WHAT IS BEING ASKED: Pick out each line in these entries that contains the string "this".

EXERCISE DATA:
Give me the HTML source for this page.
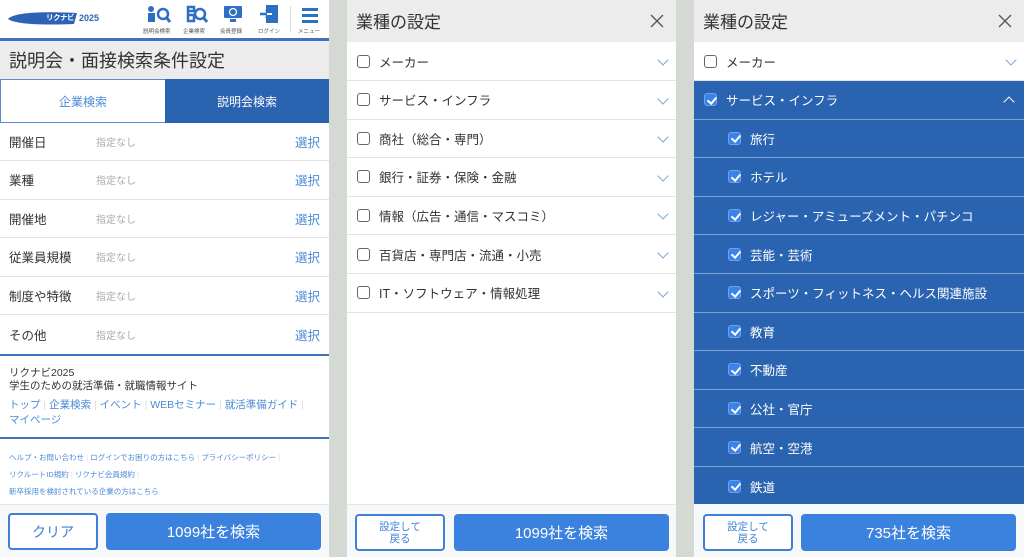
<!DOCTYPE html>
<html><head><meta charset="utf-8"><style>
*{margin:0;padding:0;box-sizing:border-box}
body{width:1024px;height:557px;overflow:hidden;background:#d5d9d3;font-family:"Liberation Sans","Noto Sans CJK JP",sans-serif;position:relative;color:#333}
.p{position:absolute;top:0;height:557px;background:#fff;overflow:hidden}
.a{position:absolute}
.row{position:absolute;left:0;right:0;height:39px;border-bottom:1px solid #e4e4e4;font-size:12.5px;display:flex;align-items:center}
.cb{width:13px;height:13px;border:1.3px solid #666;border-radius:3px;margin-right:9px;background:#fff;flex:none}
.chev{position:absolute;right:9px;top:14px;width:8px;height:8px;border-right:1.2px solid #7aa3d8;border-bottom:1.2px solid #7aa3d8;transform:rotate(45deg)}
.bw{position:absolute;border:2px solid #3f7fd6;border-radius:4px;background:#fff;color:#3f7fd6;display:flex;align-items:center;justify-content:center;text-align:center}
.bb{position:absolute;background:#3b82de;border-radius:4px;color:#fff;display:flex;align-items:center;justify-content:center;font-size:15px}
.lnk{color:#4a8ad6}
.brow{position:absolute;left:0;right:0;height:38.6px;border-bottom:1px solid #7da2d6;background:#2a63b0;color:#fff;font-size:12.5px;display:flex;align-items:center}
.cbc{width:13px;height:13px;background:#3b82ea;border-radius:3px;margin-right:9px;position:relative;flex:none;border:1px solid #6ea2f0}
.cbc:after{content:"";position:absolute;left:3.5px;top:0.5px;width:3.5px;height:7px;border-right:2px solid #fff;border-bottom:2px solid #fff;transform:rotate(40deg)}
.x{position:absolute;right:12px;top:14px}
</style></head><body>

<!-- LEFT -->
<div class="p" style="left:0;width:329px">
 <svg class="a" style="left:7px;top:9px" width="72" height="18"><path d="M1 10 C6 4 30 2 70 4 L67 15 C40 16 10 16 1 10Z" fill="#2d63b4"/></svg>
 <div class="a" style="left:46px;top:12px;font-size:7.5px;font-weight:bold;color:#fff;white-space:nowrap;letter-spacing:-0.5px">リクナビ</div>
 <div class="a" style="left:79px;top:13px;font-size:9px;font-weight:bold;color:#2d63b4">2025</div>
 <svg class="a" style="left:146px;top:5px" width="26" height="18"><circle cx="5" cy="4" r="3" fill="#2d6fc4"/><rect x="2" y="8" width="7" height="9" fill="#2d6fc4"/><circle cx="17" cy="9" r="5" fill="none" stroke="#2d6fc4" stroke-width="2.5"/><path d="M20 12 L24 17" stroke="#2d6fc4" stroke-width="3"/></svg>
 <svg class="a" style="left:186px;top:5px" width="22" height="18"><path d="M2 2H8V6H2V10H8V16H2Z" fill="none" stroke="#2d6fc4" stroke-width="2.5"/><circle cx="14" cy="9" r="5" fill="none" stroke="#2d6fc4" stroke-width="2.5"/><path d="M17 12 L21 17" stroke="#2d6fc4" stroke-width="3"/></svg>
 <svg class="a" style="left:222px;top:5px" width="22" height="18"><rect x="2" y="1" width="18" height="12" rx="1" fill="#2d6fc4"/><circle cx="11" cy="7" r="3.5" fill="none" stroke="#fff" stroke-width="1.3"/><rect x="8" y="14" width="6" height="3" fill="#2d6fc4"/></svg>
 <svg class="a" style="left:259px;top:4px" width="20" height="20"><rect x="7" y="1" width="12" height="18" fill="#2d6fc4"/><path d="M1 10 H11 M7 6 L11 10 L7 14" stroke="#2d6fc4" stroke-width="2.5" fill="none"/><path d="M8 10 H13" stroke="#fff" stroke-width="2"/></svg>
 <div class="a" style="left:290px;top:6px;width:1px;height:26px;background:#ddd"></div>
 <div class="a" style="left:302px;top:8px;width:16px;height:2.5px;background:#2d6fc4;box-shadow:0 6px 0 #2d6fc4,0 12px 0 #2d6fc4"></div>
 <div class="a" style="left:140px;top:27px;width:190px;font-size:5.5px;color:#555;">
  <span class="a" style="left:3px">説明会検索</span><span class="a" style="left:43px">企業検索</span><span class="a" style="left:80px">会員登録</span><span class="a" style="left:118px">ログイン</span><span class="a" style="left:158px">メニュー</span></div>
 <div class="a" style="left:0;top:38px;width:329px;height:3px;background:#3f72c2"></div>
 <div class="a" style="left:0;top:41px;width:329px;height:38px;background:#ececec;font-size:18px;padding:6px 0 0 9px;color:#333">説明会・面接検索条件設定</div>
 <div class="a" style="left:0;top:79px;width:165px;height:44px;border:1.5px solid #5c8cd0;border-right:none;background:#fff;color:#4a8ad6;font-size:12px;display:flex;align-items:center;justify-content:center">企業検索</div>
 <div class="a" style="left:165px;top:79px;width:164px;height:44px;background:#2a63b0;color:#fff;font-size:12px;display:flex;align-items:center;justify-content:center">説明会検索</div>
 <div class="a" style="left:0;top:122px;width:329px">
  <div class="row" style="top:0"><span style="margin-left:9px;width:87px">開催日</span><span style="color:#aaa;font-size:10px">指定なし</span><span class="lnk" style="position:absolute;right:9px">選択</span></div>
  <div class="row" style="top:38.6px"><span style="margin-left:9px;width:87px">業種</span><span style="color:#aaa;font-size:10px">指定なし</span><span class="lnk" style="position:absolute;right:9px">選択</span></div>
  <div class="row" style="top:77.2px"><span style="margin-left:9px;width:87px">開催地</span><span style="color:#aaa;font-size:10px">指定なし</span><span class="lnk" style="position:absolute;right:9px">選択</span></div>
  <div class="row" style="top:115.8px"><span style="margin-left:9px;width:87px">従業員規模</span><span style="color:#aaa;font-size:10px">指定なし</span><span class="lnk" style="position:absolute;right:9px">選択</span></div>
  <div class="row" style="top:154.4px"><span style="margin-left:9px;width:87px">制度や特徴</span><span style="color:#aaa;font-size:10px">指定なし</span><span class="lnk" style="position:absolute;right:9px">選択</span></div>
  <div class="row" style="top:193px;border:none"><span style="margin-left:9px;width:87px">その他</span><span style="color:#aaa;font-size:10px">指定なし</span><span class="lnk" style="position:absolute;right:9px">選択</span></div>
 </div>
 <div class="a" style="left:0;top:354px;width:329px;height:2px;background:#3f72c2"></div>
 <div class="a" style="left:9px;top:367px;font-size:10.5px;line-height:12.5px;color:#333">リクナビ2025<br>学生のための就活準備・就職情報サイト</div>
 <div class="a lnk" style="left:9px;top:398px;font-size:10.5px;line-height:15px;width:315px">トップ <span style="color:#ddd">|</span> 企業検索 <span style="color:#ddd">|</span> イベント <span style="color:#ddd">|</span> WEBセミナー <span style="color:#ddd">|</span> 就活準備ガイド <span style="color:#ddd">|</span><br>マイページ</div>
 <div class="a" style="left:0;top:437px;width:329px;height:2px;background:#3f72c2"></div>
 <div class="a lnk" style="left:9px;top:449px;font-size:7.5px;line-height:17px;width:320px">ヘルプ・お問い合わせ <span style="color:#ddd">|</span> ログインでお困りの方はこちら <span style="color:#ddd">|</span> プライバシーポリシー <span style="color:#ddd">|</span><br>リクルートID規約 <span style="color:#ddd">|</span> リクナビ会員規約 <span style="color:#ddd">|</span><br>新卒採用を検討されている企業の方はこちら</div>
 <div class="a" style="left:0;top:504px;width:329px;height:53px;background:#f7f8fa;border-top:1px solid #e4e4e4"></div>
 <div class="bw" style="left:8px;top:513px;width:90px;height:37px;font-size:14px">クリア</div>
 <div class="bb" style="left:106px;top:513px;width:215px;height:37px">1099社を検索</div>
</div>

<!-- MIDDLE -->
<div class="p" style="left:347px;width:329px">
 <div class="a" style="left:0;top:0;width:329px;height:42px;background:#ececec;font-size:17px;padding:8px 0 0 9px">業種の設定</div>
 <svg class="x" width="14" height="14"><path d="M1 1L13 13M13 1L1 13" stroke="#555" stroke-width="1.3"/></svg>
 <div class="a" style="left:0;top:42px;width:329px">
  <div class="row" style="top:0;padding-left:10px"><div class="cb"></div>メーカー<div class="chev"></div></div>
  <div class="row" style="top:38.6px;padding-left:10px"><div class="cb"></div>サービス・インフラ<div class="chev"></div></div>
  <div class="row" style="top:77.2px;padding-left:10px"><div class="cb"></div>商社（総合・専門）<div class="chev"></div></div>
  <div class="row" style="top:115.8px;padding-left:10px"><div class="cb"></div>銀行・証券・保険・金融<div class="chev"></div></div>
  <div class="row" style="top:154.4px;padding-left:10px"><div class="cb"></div>情報（広告・通信・マスコミ）<div class="chev"></div></div>
  <div class="row" style="top:193px;padding-left:10px"><div class="cb"></div>百貨店・専門店・流通・小売<div class="chev"></div></div>
  <div class="row" style="top:231.6px;padding-left:10px"><div class="cb"></div>IT・ソフトウェア・情報処理<div class="chev"></div></div>
 </div>
 <div class="a" style="left:0;top:504px;width:329px;height:53px;background:#f7f8fa;border-top:1px solid #e4e4e4"></div>
 <div class="bw" style="left:8px;top:514px;width:90px;height:37px;font-size:10.5px;line-height:12px">設定して<br>戻る</div>
 <div class="bb" style="left:107px;top:514px;width:215px;height:37px">1099社を検索</div>
</div>

<!-- RIGHT -->
<div class="p" style="left:694px;width:330px">
 <div class="a" style="left:0;top:0;width:330px;height:42px;background:#ececec;font-size:17px;padding:8px 0 0 9px">業種の設定</div>
 <svg class="x" width="14" height="14"><path d="M1 1L13 13M13 1L1 13" stroke="#555" stroke-width="1.3"/></svg>
 <div class="row" style="top:42px;padding-left:10px"><div class="cb"></div>メーカー<div class="chev"></div></div>
 <div class="a" style="left:0;top:81px;width:330px;height:423px;background:#2a63b0"></div>
 <div class="a" style="left:0;top:81px;width:330px">
  <div class="brow" style="top:0;padding-left:10px"><div class="cbc"></div>サービス・インフラ<div class="a" style="right:11px;top:17px;width:8px;height:8px;border-left:1.2px solid #fff;border-top:1.2px solid #fff;transform:rotate(45deg)"></div></div>
  <div class="brow" style="top:38.6px;padding-left:34px"><div class="cbc"></div>旅行</div>
  <div class="brow" style="top:77.2px;padding-left:34px"><div class="cbc"></div>ホテル</div>
  <div class="brow" style="top:115.8px;padding-left:34px"><div class="cbc"></div>レジャー・アミューズメント・パチンコ</div>
  <div class="brow" style="top:154.4px;padding-left:34px"><div class="cbc"></div>芸能・芸術</div>
  <div class="brow" style="top:193px;padding-left:34px"><div class="cbc"></div>スポーツ・フィットネス・ヘルス関連施設</div>
  <div class="brow" style="top:231.6px;padding-left:34px"><div class="cbc"></div>教育</div>
  <div class="brow" style="top:270.2px;padding-left:34px"><div class="cbc"></div>不動産</div>
  <div class="brow" style="top:308.8px;padding-left:34px"><div class="cbc"></div>公社・官庁</div>
  <div class="brow" style="top:347.4px;padding-left:34px"><div class="cbc"></div>航空・空港</div>
  <div class="brow" style="top:386px;padding-left:34px;border:none"><div class="cbc"></div>鉄道</div>
 </div>
 <div class="a" style="left:0;top:504px;width:330px;height:53px;background:#f7f8fa"></div>
 <div class="bw" style="left:9px;top:514px;width:90px;height:37px;font-size:10.5px;line-height:12px">設定して<br>戻る</div>
 <div class="bb" style="left:107px;top:514px;width:215px;height:37px">735社を検索</div>
</div>
</body></html>
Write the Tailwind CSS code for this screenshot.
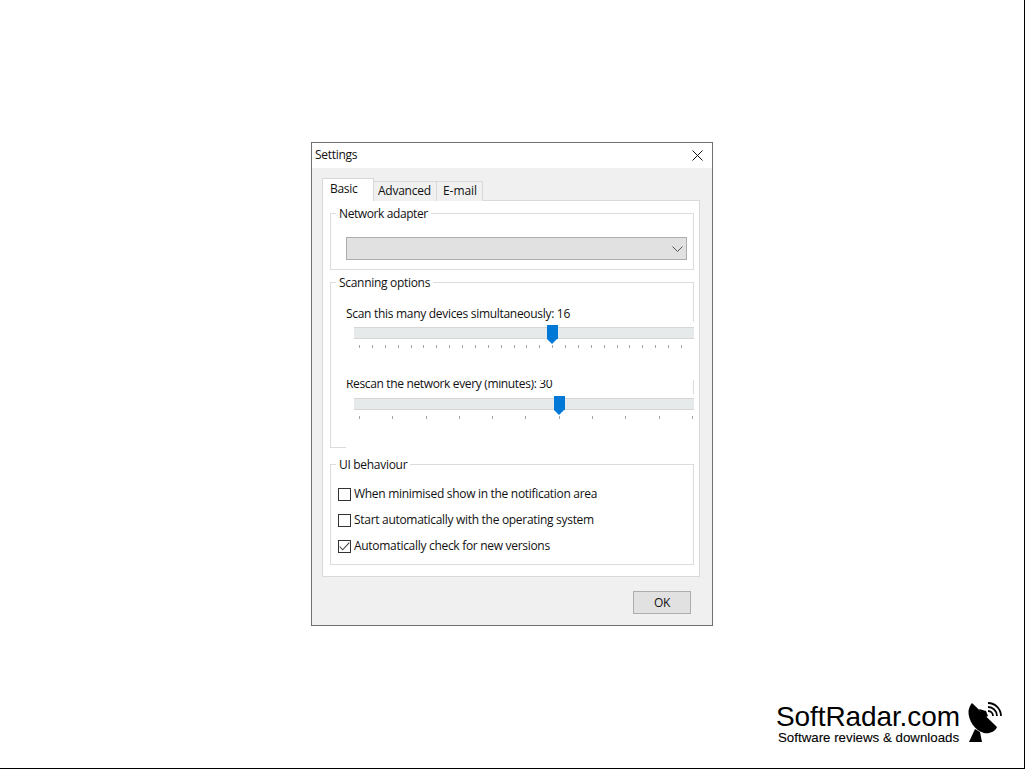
<!DOCTYPE html>
<html lang="en">
<head>
  <meta charset="UTF-8" />
  <title>Settings</title>
  <script src="https://cdn.jsdelivr.net/npm/@tailwindcss/browser@4"></script>
</head>
<body class="bg-white overflow-hidden font-['Open_Sans',sans-serif] text-[12px] leading-[16px] tracking-[-0.3px] text-[#111]">
<div class="relative w-[1025px] h-[769px] border-r border-b border-black pl-[311px] pt-[142px]">

  <!-- dialog -->
  <div class="w-[402px] h-[484px] border border-[#707070] bg-[#f0f0f0] flex flex-col">
    <div class="h-[25px] bg-white flex items-center justify-between pl-[3px] pr-[9px]">
      <span class="pb-[2px]">Settings</span>
      <svg width="11" height="11" viewBox="0 0 11 11" fill="none" stroke="#111" stroke-width="1"><path d="M.5.5l10 10M10.5.5l-10 10"/></svg>
    </div>

    <div class="pl-[10px] pt-[10px] w-[388px]">
      <!-- tabs -->
      <div class="flex items-end h-[23px] -mb-px relative z-10">
        <div class="w-[52px] h-[23px] bg-white border border-b-0 border-[#d9d9d9] pl-[7px] pt-[2px]">Basic</div>
        <div class="w-[63px] h-[20px] bg-[#f0f0f0] border-t border-r border-[#d9d9d9] pl-[4px] pt-[1px] tracking-[-0.25px]">Advanced</div>
        <div class="w-[46px] h-[20px] bg-[#f0f0f0] border-t border-r border-[#d9d9d9] pl-[6px] pt-[1px] tracking-[-0.05px]">E-mail</div>
      </div>

      <!-- tab panel -->
      <div class="w-[378px] h-[377px] bg-white border border-[#d9d9d9] pl-[7px] pt-[12px]">

        <div class="relative w-[364px] h-[57px] border border-[#dcdcdc] pl-[15px] pt-[23px]">
          <span class="absolute left-[5px] -top-[8px] bg-white px-[3px] tracking-[-0.4px]">Network adapter</span>
          <div class="w-[341px] h-[23px] bg-[#e1e1e1] border border-[#adadad] flex items-center justify-end pr-[3px]">
            <svg width="11" height="6" viewBox="0 0 11 6" fill="none" stroke="#555" stroke-width="1"><path d="M.5.5l5 5 5-5"/></svg>
          </div>
        </div>

        <!-- the slider boxes paint over the group's right and bottom edges and the top of the second label -->
        <div class="relative w-[364px] h-[166px] mt-[12px] border border-[#dcdcdc] pl-[15px] pt-[23px]">
          <span class="absolute left-[5px] -top-[8px] bg-white px-[3px]">Scanning options</span>
          <div class="h-[16px]">Scan this many devices simultaneously: 16</div>
          <div class="relative z-10 w-[348px] h-[58px] bg-white pt-[5px]">
            <div class="relative ml-[8px] h-[12px] bg-[#e7eaea] border-y border-[#d6d6d6]">
              <div class="absolute left-[193px] -top-[3px] w-[11px] h-[14px] bg-[#0078d7]"></div>
              <div class="absolute left-[193px] top-[11px] w-0 h-0 border-x-[5.5px] border-x-transparent border-t-[5px] border-t-[#0078d7]"></div>
            </div>
            <div id="ticks1" class="flex justify-between ml-[13px] w-[323px] mt-[6px]"></div>
          </div>
          <div class="h-[18px] -mt-[4px] tracking-[-0.35px]">Rescan the network every (minutes): 30</div>
          <div class="relative z-10 w-[348px] h-[54px] bg-white pt-[4px]">
            <div class="relative ml-[8px] h-[12px] bg-[#e7eaea] border-y border-[#d6d6d6]">
              <div class="absolute left-[200px] -top-[3px] w-[11px] h-[14px] bg-[#0078d7]"></div>
              <div class="absolute left-[200px] top-[11px] w-0 h-0 border-x-[5.5px] border-x-transparent border-t-[5px] border-t-[#0078d7]"></div>
            </div>
            <div id="ticks2" class="flex justify-between ml-[13px] w-[334px] mt-[6px]"></div>
          </div>
        </div>

        <div class="relative w-[364px] h-[101px] mt-[16px] border border-[#dcdcdc] pl-[7px] pt-[21px] flex flex-col gap-[10px]">
          <span class="absolute left-[5px] -top-[8px] bg-white px-[3px]">UI behaviour</span>
          <label class="flex items-center gap-[3px] h-[16px]">
            <span class="w-[13px] h-[13px] border border-[#333] bg-white"></span>
            <span>When minimised show in the notification area</span>
          </label>
          <label class="flex items-center gap-[3px] h-[16px]">
            <span class="w-[13px] h-[13px] border border-[#333] bg-white"></span>
            <span>Start automatically with the operating system</span>
          </label>
          <label class="flex items-center gap-[3px] h-[16px]">
            <span class="w-[13px] h-[13px] border border-[#333] bg-white flex items-center justify-center">
              <svg width="11" height="9" viewBox="0 0 11 9" fill="none" stroke="#444" stroke-width="1.1"><path d="M.7 4.5l3 3.3L10.3.7"/></svg>
            </span>
            <span>Automatically check for new versions</span>
          </label>
        </div>
      </div>
    </div>

    <div class="flex justify-end pr-[21px] pt-[14px]">
      <div class="w-[58px] h-[23px] bg-[#e1e1e1] border border-[#adadad] flex items-center justify-center">OK</div>
    </div>
  </div>

  <!-- watermark -->
  <div class="absolute left-[776px] top-[702px] flex tracking-normal">
    <div class="w-[184px] font-['Liberation_Sans',sans-serif] text-black">
      <div class="text-[28px] leading-[29px] tracking-[-0.1px] whitespace-nowrap">SoftRadar.com</div>
      <div class="text-[13.3px] leading-[13px] pl-[2px] whitespace-nowrap [-webkit-text-stroke:0.1px_black]">Software reviews &amp; downloads</div>
    </div>
    <svg class="ml-[8px]" width="34" height="41" viewBox="0 0 34 41" fill="black">
      <path d="M4 1L29 25C27 30 21 32 16 31C7 29 0 18 .5 9C1 6 2 3 4 1Z"/>
      <path d="M11 7L18 9L20 14L16 16Z"/>
      <path d="M7 27L12 30L14 40H1Z"/>
      <path d="M20 1A13 13 0 0 1 33 14M20 5A9 9 0 0 1 29 14M20 9A5 5 0 0 1 25 14" fill="none" stroke="black" stroke-width="1.8"/>
    </svg>
  </div>
</div>
<script>
  // tick marks under the two sliders
  function addTicks(id, count) {
    const box = document.getElementById(id);
    for (let i = 0; i < count; i++) {
      const t = document.createElement("span");
      t.className = "w-px h-[3px] bg-[#a6a6a6]";
      box.appendChild(t);
    }
  }
  addTicks("ticks1", 26);
  addTicks("ticks2", 11);
</script>
</body>
</html>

TASK SOLUTION:
Give me the HTML source for this page.
Write the Tailwind CSS code for this screenshot.
          <div class="h-[16px]">Scan this many devices simultaneously: 16</div>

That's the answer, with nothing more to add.